▶ _EXERCISE DIRECTIONS_
Reproduce, word for word, the span of lines starting at the line holding "Write the React, TypeScript" and ending at the line holding "['+prod', '+hr', '-prod_[0123456789]', '-hr_[0123456789]']". Omit every picture.

▶ _INPUT FOR THIS TASK_
┌──

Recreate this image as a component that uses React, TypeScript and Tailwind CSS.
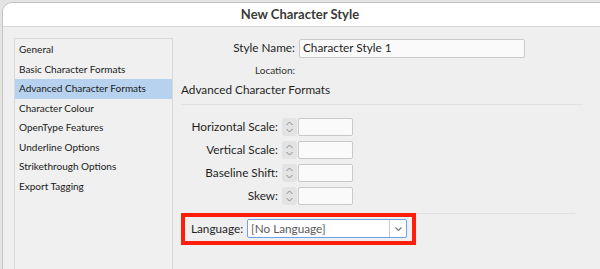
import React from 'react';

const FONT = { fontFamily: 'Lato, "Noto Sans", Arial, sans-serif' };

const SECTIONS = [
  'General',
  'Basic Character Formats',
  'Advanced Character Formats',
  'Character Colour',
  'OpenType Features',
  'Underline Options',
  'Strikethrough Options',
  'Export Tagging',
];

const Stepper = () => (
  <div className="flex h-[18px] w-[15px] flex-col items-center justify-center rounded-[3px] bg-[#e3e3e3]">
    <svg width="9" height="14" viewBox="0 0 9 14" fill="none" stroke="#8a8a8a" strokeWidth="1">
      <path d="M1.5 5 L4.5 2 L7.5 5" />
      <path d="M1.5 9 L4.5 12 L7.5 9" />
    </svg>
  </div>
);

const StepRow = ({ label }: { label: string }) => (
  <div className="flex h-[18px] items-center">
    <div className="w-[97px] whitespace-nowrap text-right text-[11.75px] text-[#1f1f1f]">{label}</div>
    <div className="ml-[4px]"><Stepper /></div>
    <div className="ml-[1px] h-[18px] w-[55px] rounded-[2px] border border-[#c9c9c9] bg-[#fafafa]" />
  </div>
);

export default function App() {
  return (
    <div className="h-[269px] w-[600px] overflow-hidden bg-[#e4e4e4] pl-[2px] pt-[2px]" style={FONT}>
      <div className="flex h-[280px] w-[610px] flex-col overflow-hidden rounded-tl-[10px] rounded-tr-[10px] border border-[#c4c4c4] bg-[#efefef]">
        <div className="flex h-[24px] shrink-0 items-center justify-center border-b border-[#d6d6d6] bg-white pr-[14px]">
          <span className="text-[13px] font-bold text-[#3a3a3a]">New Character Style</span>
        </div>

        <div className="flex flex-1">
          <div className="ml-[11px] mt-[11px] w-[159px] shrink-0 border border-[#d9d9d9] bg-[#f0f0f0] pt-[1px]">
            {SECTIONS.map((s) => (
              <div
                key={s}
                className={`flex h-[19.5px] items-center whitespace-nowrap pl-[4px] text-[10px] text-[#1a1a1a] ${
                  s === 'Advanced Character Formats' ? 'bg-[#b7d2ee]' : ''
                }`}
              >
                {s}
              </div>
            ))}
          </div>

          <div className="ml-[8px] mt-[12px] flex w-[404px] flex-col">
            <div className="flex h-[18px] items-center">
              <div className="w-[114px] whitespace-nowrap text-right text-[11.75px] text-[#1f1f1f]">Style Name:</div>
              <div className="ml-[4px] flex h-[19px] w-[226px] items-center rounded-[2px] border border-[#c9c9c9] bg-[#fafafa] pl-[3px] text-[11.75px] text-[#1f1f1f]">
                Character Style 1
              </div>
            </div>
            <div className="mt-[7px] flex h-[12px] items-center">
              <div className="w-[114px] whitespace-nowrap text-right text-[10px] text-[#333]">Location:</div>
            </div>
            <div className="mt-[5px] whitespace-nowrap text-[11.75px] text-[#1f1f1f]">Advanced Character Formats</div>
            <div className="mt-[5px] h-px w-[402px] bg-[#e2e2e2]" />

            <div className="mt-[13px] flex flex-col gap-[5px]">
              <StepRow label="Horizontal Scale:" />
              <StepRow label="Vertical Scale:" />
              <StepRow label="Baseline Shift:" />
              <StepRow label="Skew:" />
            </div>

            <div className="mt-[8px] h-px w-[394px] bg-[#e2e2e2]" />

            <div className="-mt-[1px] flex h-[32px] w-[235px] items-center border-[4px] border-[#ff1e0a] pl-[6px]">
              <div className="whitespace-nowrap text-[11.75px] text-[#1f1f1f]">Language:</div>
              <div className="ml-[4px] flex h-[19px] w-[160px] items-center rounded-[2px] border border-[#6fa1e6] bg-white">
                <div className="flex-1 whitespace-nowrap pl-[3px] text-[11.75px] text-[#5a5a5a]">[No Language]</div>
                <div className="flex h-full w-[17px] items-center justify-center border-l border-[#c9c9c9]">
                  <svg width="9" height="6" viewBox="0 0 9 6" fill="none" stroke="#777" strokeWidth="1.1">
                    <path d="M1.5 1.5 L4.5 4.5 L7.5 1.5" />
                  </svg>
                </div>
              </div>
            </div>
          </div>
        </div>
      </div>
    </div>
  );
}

└──
┌──

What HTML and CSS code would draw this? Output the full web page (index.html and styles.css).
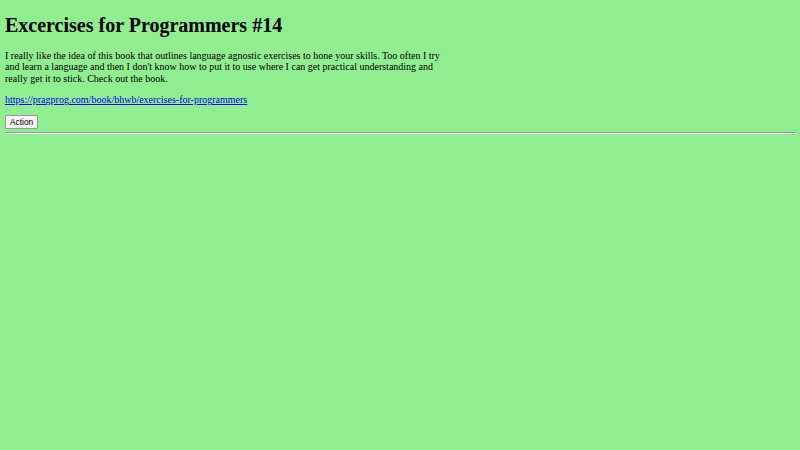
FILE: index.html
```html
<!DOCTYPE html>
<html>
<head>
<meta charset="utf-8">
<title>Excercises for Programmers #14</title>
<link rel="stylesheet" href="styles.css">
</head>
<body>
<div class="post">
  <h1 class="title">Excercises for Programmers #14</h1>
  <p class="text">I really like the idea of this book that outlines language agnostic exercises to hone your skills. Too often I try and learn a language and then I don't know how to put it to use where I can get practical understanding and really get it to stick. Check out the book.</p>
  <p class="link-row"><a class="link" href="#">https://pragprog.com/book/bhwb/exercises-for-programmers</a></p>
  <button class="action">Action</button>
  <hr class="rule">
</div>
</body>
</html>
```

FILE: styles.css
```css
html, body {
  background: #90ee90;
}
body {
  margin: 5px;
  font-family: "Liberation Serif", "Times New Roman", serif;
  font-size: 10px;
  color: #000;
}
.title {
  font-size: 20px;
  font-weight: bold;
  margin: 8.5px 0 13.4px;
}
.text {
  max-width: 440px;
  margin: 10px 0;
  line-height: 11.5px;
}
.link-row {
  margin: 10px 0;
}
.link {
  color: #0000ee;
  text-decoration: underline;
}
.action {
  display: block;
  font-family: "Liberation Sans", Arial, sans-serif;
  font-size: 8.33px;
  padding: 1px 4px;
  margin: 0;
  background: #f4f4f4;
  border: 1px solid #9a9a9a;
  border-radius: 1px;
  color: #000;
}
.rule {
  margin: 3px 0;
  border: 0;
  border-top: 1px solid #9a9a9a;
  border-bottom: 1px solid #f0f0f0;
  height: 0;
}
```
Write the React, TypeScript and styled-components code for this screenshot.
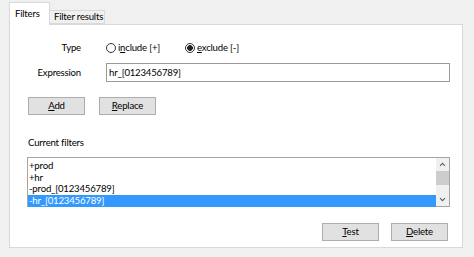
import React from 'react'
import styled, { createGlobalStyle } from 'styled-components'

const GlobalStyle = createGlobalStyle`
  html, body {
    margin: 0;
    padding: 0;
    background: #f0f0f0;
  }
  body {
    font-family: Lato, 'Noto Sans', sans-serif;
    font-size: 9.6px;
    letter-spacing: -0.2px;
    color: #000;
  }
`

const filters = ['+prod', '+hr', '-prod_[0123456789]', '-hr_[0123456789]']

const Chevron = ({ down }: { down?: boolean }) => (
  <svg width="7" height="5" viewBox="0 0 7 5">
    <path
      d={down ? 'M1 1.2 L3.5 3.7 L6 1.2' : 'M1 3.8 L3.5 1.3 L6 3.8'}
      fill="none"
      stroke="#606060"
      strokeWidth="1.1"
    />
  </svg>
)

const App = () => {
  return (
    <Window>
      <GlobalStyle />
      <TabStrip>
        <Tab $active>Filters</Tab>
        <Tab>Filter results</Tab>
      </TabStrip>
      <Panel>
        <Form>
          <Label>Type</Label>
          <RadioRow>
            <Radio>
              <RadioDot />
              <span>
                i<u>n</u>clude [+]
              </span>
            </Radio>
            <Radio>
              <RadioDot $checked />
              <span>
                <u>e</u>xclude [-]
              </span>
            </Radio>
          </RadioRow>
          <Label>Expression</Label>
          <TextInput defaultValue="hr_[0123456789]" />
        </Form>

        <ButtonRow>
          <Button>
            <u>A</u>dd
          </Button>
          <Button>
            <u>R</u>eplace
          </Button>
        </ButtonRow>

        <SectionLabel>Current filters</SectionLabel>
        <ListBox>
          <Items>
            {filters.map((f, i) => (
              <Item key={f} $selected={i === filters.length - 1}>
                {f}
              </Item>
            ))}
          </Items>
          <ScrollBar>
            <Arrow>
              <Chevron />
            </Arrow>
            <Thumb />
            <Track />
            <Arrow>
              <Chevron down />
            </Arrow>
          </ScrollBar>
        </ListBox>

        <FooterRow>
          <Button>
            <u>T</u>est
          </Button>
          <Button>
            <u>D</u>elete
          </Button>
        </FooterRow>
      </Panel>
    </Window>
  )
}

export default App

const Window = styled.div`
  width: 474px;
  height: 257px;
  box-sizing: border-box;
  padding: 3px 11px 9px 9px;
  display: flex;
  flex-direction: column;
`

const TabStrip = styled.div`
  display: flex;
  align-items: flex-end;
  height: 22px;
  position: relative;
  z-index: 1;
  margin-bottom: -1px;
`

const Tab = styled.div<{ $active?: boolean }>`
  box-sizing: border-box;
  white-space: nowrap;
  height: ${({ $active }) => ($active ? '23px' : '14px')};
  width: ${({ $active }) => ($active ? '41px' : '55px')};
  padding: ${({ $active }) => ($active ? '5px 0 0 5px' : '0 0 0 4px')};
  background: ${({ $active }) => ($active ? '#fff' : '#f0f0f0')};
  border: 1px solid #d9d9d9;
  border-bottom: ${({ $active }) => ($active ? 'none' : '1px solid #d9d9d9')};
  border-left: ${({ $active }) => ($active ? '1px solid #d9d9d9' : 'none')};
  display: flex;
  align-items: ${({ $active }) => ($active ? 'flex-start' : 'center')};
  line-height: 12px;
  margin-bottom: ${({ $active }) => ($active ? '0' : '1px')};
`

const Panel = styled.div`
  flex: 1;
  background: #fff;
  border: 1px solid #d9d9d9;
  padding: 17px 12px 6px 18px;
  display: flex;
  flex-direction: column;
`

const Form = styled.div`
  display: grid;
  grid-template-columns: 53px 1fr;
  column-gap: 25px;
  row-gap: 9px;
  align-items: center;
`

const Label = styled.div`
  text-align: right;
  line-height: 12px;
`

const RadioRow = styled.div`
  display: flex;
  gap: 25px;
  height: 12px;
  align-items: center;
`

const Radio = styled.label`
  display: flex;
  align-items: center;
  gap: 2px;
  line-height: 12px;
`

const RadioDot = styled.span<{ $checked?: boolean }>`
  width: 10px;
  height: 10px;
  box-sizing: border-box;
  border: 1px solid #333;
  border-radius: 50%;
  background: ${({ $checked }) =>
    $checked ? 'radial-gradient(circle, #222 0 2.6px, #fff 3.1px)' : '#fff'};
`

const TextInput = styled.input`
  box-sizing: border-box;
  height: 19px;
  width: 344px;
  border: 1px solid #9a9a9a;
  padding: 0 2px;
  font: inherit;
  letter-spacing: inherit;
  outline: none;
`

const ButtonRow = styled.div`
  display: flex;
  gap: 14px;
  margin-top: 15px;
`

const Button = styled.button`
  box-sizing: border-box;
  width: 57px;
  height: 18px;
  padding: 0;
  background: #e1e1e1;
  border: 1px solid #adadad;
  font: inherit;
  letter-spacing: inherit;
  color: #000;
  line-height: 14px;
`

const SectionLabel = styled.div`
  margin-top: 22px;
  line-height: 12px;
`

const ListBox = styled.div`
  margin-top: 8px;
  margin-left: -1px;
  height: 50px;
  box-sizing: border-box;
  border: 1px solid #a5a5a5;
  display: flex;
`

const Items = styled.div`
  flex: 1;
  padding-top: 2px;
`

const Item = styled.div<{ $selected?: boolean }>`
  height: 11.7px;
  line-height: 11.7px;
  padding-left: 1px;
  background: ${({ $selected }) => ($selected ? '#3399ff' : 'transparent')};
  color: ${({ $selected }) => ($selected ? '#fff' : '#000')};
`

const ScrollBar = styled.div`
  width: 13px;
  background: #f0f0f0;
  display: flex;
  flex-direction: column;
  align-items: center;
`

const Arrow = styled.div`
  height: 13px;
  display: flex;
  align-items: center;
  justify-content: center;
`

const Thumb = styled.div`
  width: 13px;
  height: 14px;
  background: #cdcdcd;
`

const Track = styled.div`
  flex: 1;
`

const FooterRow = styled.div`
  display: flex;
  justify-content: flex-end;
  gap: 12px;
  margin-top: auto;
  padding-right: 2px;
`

└──

▶ _RESPONSE_
Write the React, TypeScript and styled-components code for this screenshot.
import React from 'react'
import styled, { createGlobalStyle } from 'styled-components'

const GlobalStyle = createGlobalStyle`
  html, body {
    margin: 0;
    padding: 0;
    background: #f0f0f0;
  }
  body {
    font-family: Lato, 'Noto Sans', sans-serif;
    font-size: 9.6px;
    letter-spacing: -0.2px;
    color: #000;
  }
`

const filters = ['+prod', '+hr', '-prod_[0123456789]', '-hr_[0123456789]']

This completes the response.